What do we mean when we say that a person or a group or a country is better off? This complex question drove Amaryta Sen to write Development As Freedom, in which Sen tackles the issue of development. Unlike my fellow classmates, development was not an area that I focused on during my academic studies. As such, Development As Freedom was my introduction to development theory. Development is a multi-disciplinary field that is convoluted by a myriad of perspectives as to what constitutes development of a nation. Prior to Sen, development was largely measured by economic growth. This idea of development as a measure of economic prosperity is culminated in Why Nations Fail. In Why Nations Fail, Acemoglu and Robinson address development in regards to economic growth of a nation and the inclusivity of the institutions of a nation. However, in Development As Freedom, Sen challenges this predominate view by claiming that money is not a measure of all things. Instead, Sen argues that development is the process of expanding human freedoms. Sen focused on the concept of freedom, rather than the means to achieving freedom. He believes that freedoms are restricted by social, political, and economic opportunity. Sen asserts “development consists of the removal of various types of unfreedoms that leave people with little choice and the opportunity of exercising their reasoned agency.” Sen’s assertion led to a critical paradigm shift in the field of development that focuses on the expansion of individual freedom as the primary end and primary means of development.

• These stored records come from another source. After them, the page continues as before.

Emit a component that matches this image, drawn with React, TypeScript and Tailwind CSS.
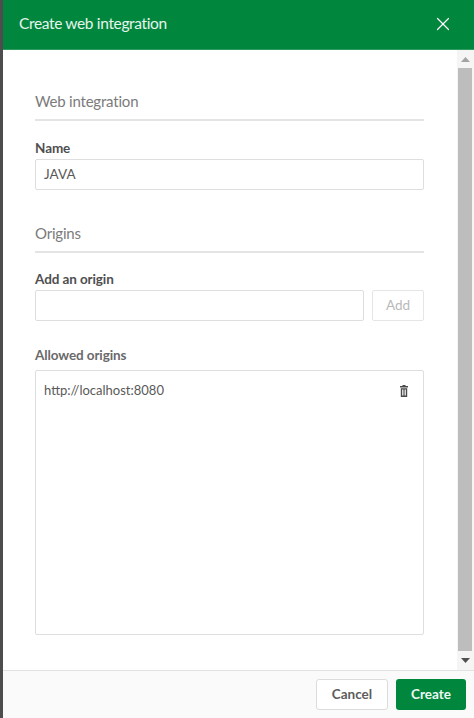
import { X } from "lucide-react";

const font = "font-['Lato','Noto_Sans',sans-serif]";

function SectionTitle({ children }: { children: React.ReactNode }) {
  return (
    <div className="h-[30px] border-b-2 border-[#e4e4e4] text-[15px] leading-[20px] tracking-[-0.2px] text-[#7b7b7b]">
      {children}
    </div>
  );
}

function Label({ children }: { children: React.ReactNode }) {
  return <div className="h-[19px] text-[13.5px] font-bold leading-[17px] tracking-[-0.1px] text-[#4f4f4f]">{children}</div>;
}

export default function App() {
  return (
    <div className={`flex h-[718px] w-[474px] overflow-hidden bg-white ${font}`}>
      <div className="w-[3px] shrink-0 bg-[#4d4d4d]" />
      <div className="flex min-w-0 flex-1 flex-col">
        {/* Header */}
        <div className="flex h-[50px] shrink-0 items-center justify-between border-b border-[#2f9a5e] bg-[#00873d] pb-[2px] pl-4 pr-[20px]">
          <h1 className="text-[15.5px] leading-none tracking-[-0.35px] text-[#e6f4ec]">Create web integration</h1>
          <X className="h-[22px] w-[22px] text-white" strokeWidth={1.3} />
        </div>

        <div className="flex min-h-0 flex-1">
          {/* Form */}
          <div className="flex-1 pl-8 pr-[33px] pt-[41px]">
            <SectionTitle>Web integration</SectionTitle>
            <div className="mt-[19px]">
              <Label>Name</Label>
              <div className="flex h-[31px] items-center rounded-[2px] border border-[#dedede] px-2 text-[13.5px] text-[#595959]">
                JAVA
              </div>
            </div>

            <div className="mt-[33px]">
              <SectionTitle>Origins</SectionTitle>
            </div>
            <div className="mt-[18px]">
              <Label>Add an origin</Label>
              <div className="flex gap-2">
                <div className="h-[31px] flex-1 rounded-[2px] border border-[#dedede]" />
                <button className="h-[31px] w-[52px] rounded-[2px] border border-[#e6e6e6] text-[13.5px] text-[#b9b9b9]">
                  Add
                </button>
              </div>
            </div>

            <div className="mt-[26px]">
              <div className="h-[15px] text-[13.5px] font-bold leading-[17px] tracking-[-0.1px] text-[#6a6a6a]">Allowed origins</div>
              <div className="mt-[8px] flex h-[265px] items-start justify-between rounded-[2px] border border-[#dedede] pl-2 pr-[15px] pt-[11px] text-[13px] leading-4 text-[#595959]">
                <span>http://localhost:8080</span>
                <svg className="mt-[3px] h-[12px] w-[8px]" viewBox="0 0 8 12" fill="#4a4a4a">
                  <path d="M2.5 0h3v1H8v1.5H0V1h2.5z" />
                  <path d="M.8 3.2h6.4V12H.8zM2 4.5v6h.8v-6zm1.6 0v6h.8v-6zm1.6 0v6H6v-6z" fillRule="evenodd" />
                </svg>
              </div>
            </div>
          </div>

          {/* Scrollbar */}
          <div className="flex w-[17px] shrink-0 flex-col bg-[#f5f5f5]">
            <div className="flex h-[18px] items-center justify-center">
              <svg className="h-[5px] w-[9px]" viewBox="0 0 9 5" fill="#a3a3a3"><path d="M4.5 0 9 5H0z" /></svg>
            </div>
            <div className="ml-px mr-[2px] flex-1 bg-[#bdbdbd]" />
            <div className="flex h-[19px] items-center justify-center">
              <svg className="h-[5px] w-[9px]" viewBox="0 0 9 5" fill="#505050"><path d="M0 0h9L4.5 5z" /></svg>
            </div>
          </div>
        </div>

        {/* Footer */}
        <div className="flex h-[48px] shrink-0 items-center justify-end gap-2 border-t border-[#e2e2e2] bg-[#fafafa] pr-2">
          <button className="h-[31px] w-[72px] rounded-[3px] border border-[#dcdcdc] bg-white text-[13.5px] font-bold text-[#5c5c5c]">
            Cancel
          </button>
          <button className="h-[31px] w-[70px] rounded-[3px] bg-[#00873d] text-[13.5px] font-bold text-[#eef8f2]">
            Create
          </button>
        </div>
      </div>
    </div>
  );
}
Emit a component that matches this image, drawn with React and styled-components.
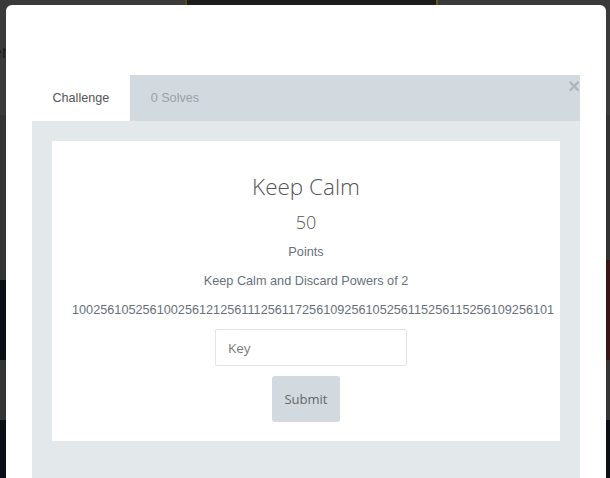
import React from 'react';
import styled, { createGlobalStyle } from 'styled-components';

const GlobalStyle = createGlobalStyle`
  html, body {
    margin: 0;
    padding: 0;
    height: 100%;
    overflow: hidden;
    background: #0b0e12;
  }
  #root {
    position: relative;
    height: 100%;
  }
`;

/* page behind the dimmed overlay */
const Backdrop = styled.div`
  display: flex;
  flex-direction: column;
  height: 100%;
`;

const Band = styled.div`
  height: ${props => props.h}px;
  background: ${props => props.bg};
  flex-shrink: 0;
`;

const TopBand = styled(Band)`
  display: flex;
  align-items: center;
  overflow: hidden;
`;

const PageTitle = styled.span`
  margin-left: -52px;
  margin-top: -12px;
  font: 19px 'Liberation Sans', Arial, sans-serif;
  color: #1e1e1e;
`;

const Stripe = styled.div`
  display: grid;
  grid-template-columns: 1fr 1fr;
  height: 100px;
  flex-shrink: 0;
`;

const StripeLeft = styled.div`
  background: linear-gradient(to bottom, #333 20px, #0b0e12 20px);
`;

const StripeRight = styled.div`
  background: #3a1518;
`;

const Logo = styled.div`
  position: absolute;
  top: 0;
  left: 185px;
  width: 253px;
  height: 5px;
  background: #1c1c1c;
  border-left: 2px solid #5a4a12;
  border-right: 2px solid #6a5512;
  box-sizing: border-box;
  z-index: 2;
`;

const Modal = styled.div`
  position: absolute;
  top: 5px;
  left: 6px;
  width: 600px;
  height: 520px;
  background: #fff;
  border-radius: 6px;
  box-sizing: border-box;
  padding: 70px 26px 0;
  z-index: 1;
`;

const Tabs = styled.div`
  position: relative;
  display: flex;
  height: 46px;
  background: #d2dae0;
`;

const Tab = styled.div`
  display: flex;
  align-items: center;
  padding: 0 ${props => (props.active ? 20.5 : 20)}px;
  margin-right: ${props => (props.active ? 1 : 0)}px;
  background: ${props => (props.active ? '#fff' : 'transparent')};
  color: ${props => (props.active ? '#555' : '#9aa1a7')};
  font: 12.6px 'Liberation Sans', Arial, sans-serif;
  cursor: pointer;
`;

const Close = styled.button`
  position: absolute;
  top: 0;
  right: 0;
  padding: 0;
  border: 0;
  background: none;
  font: bold 20px/22px 'Liberation Sans', Arial, sans-serif;
  color: #aeb5bb;
  cursor: pointer;
`;

const Pane = styled.div`
  background: #e3e8eb;
  padding: 20px;
  height: 400px;
`;

const Card = styled.div`
  background: #fff;
  padding: 33px 20px 19px;
  text-align: center;
`;

const Title = styled.h3`
  margin: 0;
  font: 300 22.5px/26px 'Open Sans', sans-serif;
  color: #555;
`;

const Value = styled.h4`
  margin: 11px 0 0;
  font: 300 18px/22px 'Open Sans', sans-serif;
  color: #555;
`;

const Line = styled.p`
  margin: ${props => props.gap}px 0 0;
  font: 12.7px/18px 'Liberation Sans', Arial, sans-serif;
  color: #68717b;
  white-space: nowrap;
`;

const Row = styled.div`
  display: flex;
  justify-content: center;
  padding-left: ${props => props.shift || 0}px;
  margin-top: 10px;
`;

const KeyInput = styled.input`
  width: 192px;
  height: 37px;
  box-sizing: border-box;
  padding: 0 12px;
  border: 1px solid #e2e4e6;
  border-radius: 2px;
  font: 13.5px 'Open Sans', sans-serif;
  color: #555;
  outline: none;
  &::placeholder {
    color: #7b7b7b;
  }
`;

const SubmitButton = styled.button`
  height: 46px;
  padding: 0 12px;
  border: 0;
  border-radius: 3px;
  background: #d2dae0;
  color: #666;
  font: 13px 'Open Sans', sans-serif;
  cursor: pointer;
`;

const cipher =
  '100256105256100256121256111256117256109256105256115256115256109256101';

const App = () => {
  return (
    <>
      <GlobalStyle />
      <Backdrop>
        <TopBand h={115} bg="#3a3a3a">
          <PageTitle>Challenge</PageTitle>
        </TopBand>
        <Band h={145} bg="#333" />
        <Stripe>
          <StripeLeft />
          <StripeRight />
        </Stripe>
        <Band h={60} bg="#343434" />
      </Backdrop>
      <Logo />
      <Modal>
        <Tabs>
          <Tab active>Challenge</Tab>
          <Tab>0 Solves</Tab>
          <Close>×</Close>
        </Tabs>
        <Pane>
          <Card>
            <Title>Keep Calm</Title>
            <Value>50</Value>
            <Line gap={10}>Points</Line>
            <Line gap={11}>Keep Calm and Discard Powers of 2</Line>
            <Line gap={11}>{cipher}</Line>
            <Row shift={10}>
              <KeyInput placeholder="Key" />
            </Row>
            <Row>
              <SubmitButton>Submit</SubmitButton>
            </Row>
          </Card>
        </Pane>
      </Modal>
    </>
  );
};

export default App;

In International Development Studies, Sumner and Tribe address the three inter-related views on development including: (1) the long-term process of structural change in the international system, (2) short to medium-term process, and (3) development as a discourse. Contextually, these inter-related views on development and the paradigm shift in the field of development brought about the discourse of inclusive sustainable development and more importantly, disability inclusive development. The idea of development as a means of expanding freedoms is especially challenging when viewed from the perspective of persons with disabilities. There are over one million individuals in our world that face a myriad of unfreedoms because of their disability. Inclusive sustainable development practices aim to tackle these unfreedoms. Specifically, efforts focused on disability inclusive development are culminated in the Convention on the Rights of Persons with Disabilities (CRPD).
Upon my introduction to development theory, the idea of freedom as the primary end and the primary means of development, was inspiring. Sen highlights the importance of freedoms that allow people to help themselves and influence the world; this inspired me to choose my capstone topic focused on disaster risk management at the community level. My capstone project, when viewed from a larger context, is an attempt to reduce the unfreedoms that communities face in building resilience to natural disaster. It highlights the importance of freedoms that allow communities to help themselves in the face of natural disaster.
Viewing development as a means to expand human freedoms is essential to achieving inclusive sustainable development.